Sans ce « parrainage » il semble difficile aux réfugiés d’acquérir un permis de résident permanent ou bien il sera considéré comme un simple « travailleur migrant » et ne devra pas s’engager dans une activité politique. Un autre réfugié iranien s’est plaint que son permis de résidence n’ait pas été renouvelé après qu’il a manifesté plusieurs fois contre l’Iran et contre les autorités du GRK et qu’on l’a menacé d’expulsion.
Enfin les réfugiés font état de pressions exercées en Iran contre leur famille une fois que les services iraniens découvrent qu’ils sont au Kurdistan d’Irak. Certains ont même reçu des menaces par téléphone et beaucoup craignent que les services iraniens s’en prennent à eux directement en territoire irakien, mais HRW n’a pas été en mesure de vérifier si ces craintes sont fondées.
HRW a demandé au GRK de lever ces restrictions concernant les militants qui agiraient de façon politique et non violente.
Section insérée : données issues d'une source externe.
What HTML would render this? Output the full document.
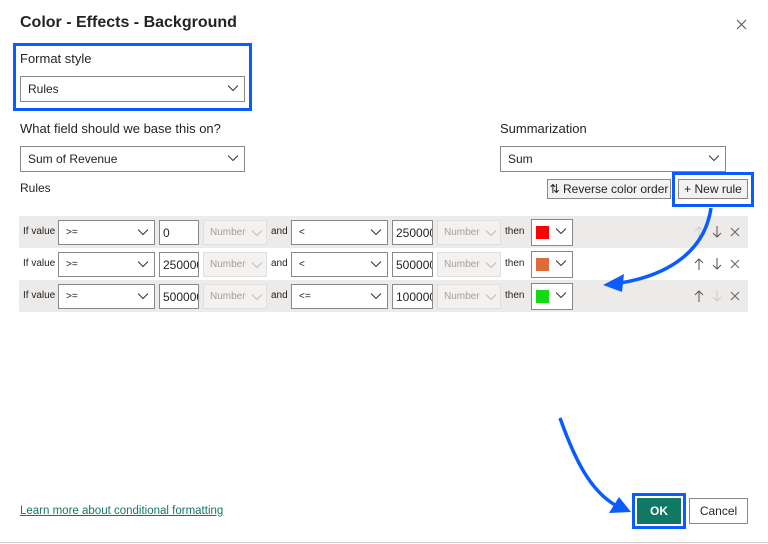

Il demande aussi de mettre fin à l’exigence de « garantie » et de « protection  de la part de partis kurdes iraniens en exil ou des partis politiques kurdes en Irak pour accorder aux réfugiés un permis de résidence ou le renouveler. HWR demande à que les restrictions de mouvements et de résidence soient du « cas par cas » et n’aient pour motif que la « santé publique » et la « sécurité nationale ».

Dans ses recommandations aux autres pays susceptible d’accueillir les demandeurs d’asile, à savoir l’UE, le Canada, l’Australie et les USA, il leur est fait savoir que certains réfugiés kurdes d’Iran ne sont pas en mesure de « s’intégrer localement dans le nord de l’Irak » et qu’il faudrait réenvisager leur installation.

Concernant la situation des réfugiés en Turquie, HRW indique que ce pays a refusé la venue, sur son sol, du Dr. Ahmed Shaheem, rapporteur des Nations Unies sur les droits de l’homme en Iran, afin qu’il puisse rencontrer ces demandeurs d’asile. HWR appelle Ankara à lever cette interdiction et à enregistrer et accueillir de façon satisfaisante les réfugiés iraniens.